The place felt like a Murakami novel. Two other cabins were occupied. Their porch lights were on and cars were parked out front, but the terrifying idea came to me: no one was there. No one had stayed there for years. It was so quiet. The ocean was everywhere, black and silent.
I dreamt about Chile, and trains, and friends, and back stabbings, and I think maybe even actual stabbings. I woke up and wanted to leave, so I did. I didn’t use my french press. I passed a giant raccoon, dead on the side of the road. Did he growl at me?
Now the fog was thick. I couldn’t see the ocean for about an hour, but then I could and it was all beautiful again. The road straightened out, I sped up.
I saw elephant seals fighting in the water from the road. I pulled over to see them. They smell horrible and they make horrible sounds. More fantasy stuff. It was awesome.
And then I was out of Big Sur and I just wanted to get home. Off I went.
I drove all day, through Cambria and Cayucos, Morro Bay and San Luis Obispo, then the Santa Ynez Valley past Los Olivos and Lake Cachuma, over the Santa Ynez mountains and down into Santa Barbara. I stopped in Ventura and ate a Doritos taco (a pilgrimage of sorts; it was gross). I avoided LA, drove past Pasadena, stopped in San Dimas (homage to Bill and Ted), and cut south down the 15.
I finally saw my girls again at about 4:30. Cate seemed changed over the week. She makes different sounds now. She loves to hold my hands and walk around.

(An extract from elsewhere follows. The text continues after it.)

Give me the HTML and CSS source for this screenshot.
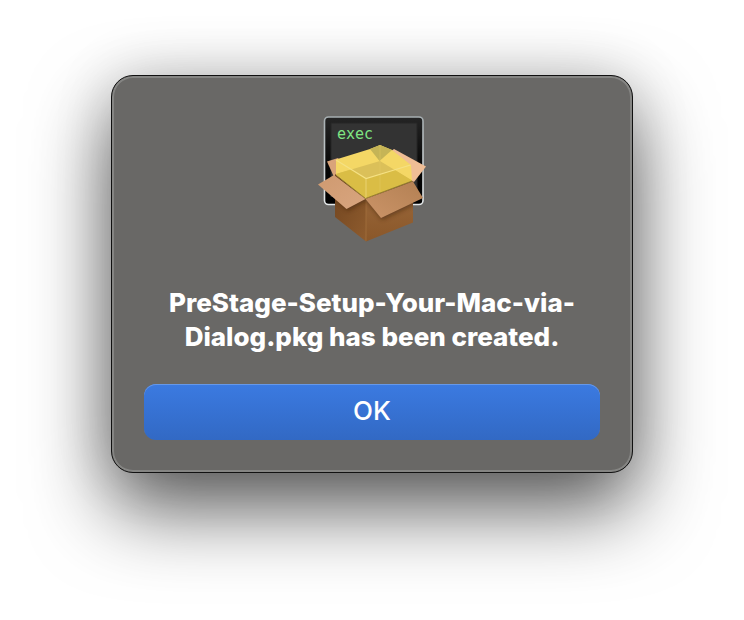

The second day of driving was better. I knew where I was going and I knew what waited for me. I had time to figure out that the great and daunting outcome of the Code for America Accelerator is the vacuum that I see. We spoke with a lot of people at the Accelerator about what we’re trying to do with Measured Voice, and they helped us see a massive opportunity.
After spending that night in Big Sur with the massive invisible ocean, I see that opportunity as a vacuum. It’s something we have to fill – pour ourselves into – to make it into something. And that’s what we’re going to do. Now that I’m back with my family, it feels very possible. I’m glad to have them with me.